= Annie Greenaway =

Montserratian soprano

Annie Cummings Greenaway (16 June 1905 – 1995) was a Montserratian-American soprano soloist.

== Early life and education ==
Greenaway was born in 1905 in Saint Peter's Parish, Montserrat, of African descent. When Greenaway she was three, her mother, Mary Cummings, moved to Trinidad, and later to the United States, leaving her under the guardianship of an aunt. Having joined her church's choir when she was 11, Greenaway would join her mother in New York City in 1923, where she would attend high school and later the New York College of Music, which she attended for three years.
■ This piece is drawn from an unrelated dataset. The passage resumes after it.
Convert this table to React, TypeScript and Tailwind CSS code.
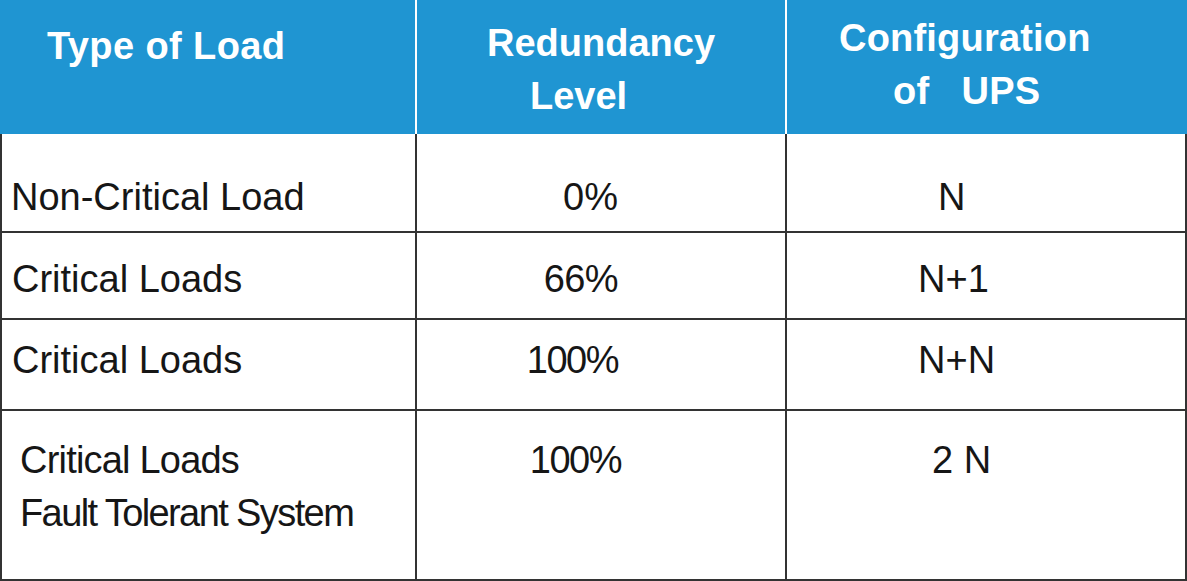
import React from "react";

const font = { fontFamily: '"Liberation Sans", Arial, sans-serif' };

export default function App() {
  const body = "text-[38px] leading-[53px] text-[#161616] whitespace-nowrap";
  return (
    <div className="w-[1187px] h-[581px] bg-white overflow-hidden" style={font}>
      <div className="grid grid-cols-[415px_370px_402px] grid-rows-[134px_99px_87px_91px_170px]">
        {/* header */}
        <div className="bg-[#1f95d2] pt-[20px] pl-[47px] text-white font-bold text-[38px] leading-[53px] tracking-[0.4px] whitespace-nowrap">
          Type of Load
        </div>
        <div className="bg-[#1f95d2] border-l-2 border-white pt-[17px] text-white font-bold text-[38px] leading-[53px] whitespace-nowrap">
          <div className="pl-[70px]">Redundancy</div>
          <div className="pl-[113px]">Level</div>
        </div>
        <div className="bg-[#1f95d2] border-l-2 border-white pt-[12px] text-white font-bold text-[38px] leading-[53px] tracking-[0.2px] whitespace-nowrap">
          <div className="pl-[52px]">Configuration</div>
          <div className="pl-[106px]">of&nbsp;&nbsp;&nbsp;UPS</div>
        </div>

        {/* row 1 */}
        <div className={`border-l-2 border-b-2 border-[#333] pt-[37px] pl-[9px] ${body}`}>Non-Critical Load</div>
        <div className={`border-l-2 border-b-2 border-[#333] pt-[37px] pr-[167px] text-right ${body}`}>0%</div>
        <div className={`border-l-2 border-r-2 border-b-2 border-[#333] pt-[37px] pl-[151px] ${body}`}>N</div>

        {/* row 2 */}
        <div className={`border-l-2 border-b-2 border-[#333] pt-[20px] pl-[10px] ${body}`}>Critical Loads</div>
        <div className={`border-l-2 border-b-2 border-[#333] pt-[20px] pr-[167px] text-right tracking-[-0.6px] ${body}`}>66%</div>
        <div className={`border-l-2 border-r-2 border-b-2 border-[#333] pt-[20px] pl-[131px] ${body}`}>N+1</div>

        {/* row 3 */}
        <div className={`border-l-2 border-b-2 border-[#333] pt-[14px] pl-[10px] ${body}`}>Critical Loads</div>
        <div className={`border-l-2 border-b-2 border-[#333] pt-[14px] pr-[167px] text-right tracking-[-1.5px] ${body}`}>100%</div>
        <div className={`border-l-2 border-r-2 border-b-2 border-[#333] pt-[14px] pl-[131px] ${body}`}>N+N</div>

        {/* row 4 */}
        <div className={`border-l-2 border-b-2 border-[#333] pt-[23px] pl-[18px] ${body}`}>
          <div className="tracking-[-0.8px]">Critical Loads</div>
          <div className="tracking-[-1.6px]">Fault Tolerant System</div>
        </div>
        <div className={`border-l-2 border-b-2 border-[#333] pt-[23px] pr-[164px] text-right tracking-[-1.5px] ${body}`}>100%</div>
        <div className={`border-l-2 border-r-2 border-b-2 border-[#333] pt-[23px] pl-[145px] ${body}`}>2 N</div>
      </div>
    </div>
  );
}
She became a U.S. citizen in 1929. She married Joseph Greenaway in 1932.

== Career ==
1937, Greenaway attracted a crowd of more than 400 to a recital at Union Congregational Church on West 138th Street in Harlem, where she sang songs in English, Italian, French and German. In 1938, she became the lead singer of the church choir. That same year, she presented her pupils in a recital which featured Daniel Galloway, Olive Arthur, and Gwendolyn Francis, all of whom were described as "great artists" by The New York Age.

On July 17, 1949, Greenaway performed in Montserrat, which drew a crowd of 600, including governor Earl Baldwin and commissioner Charlesworth Ross. She was also a philanthropist, benefiting Montserrat and other developing countries. George Irish, the composer of the national song of Montserrat, wrote a book, entitled Perspectives for Alliouagana : a tribute to Mme. Annie Cummings-Greenaway, Caribbean-American humanitarian and role model; it was published in 1990.

She died in 1995 in Brooklyn, New York.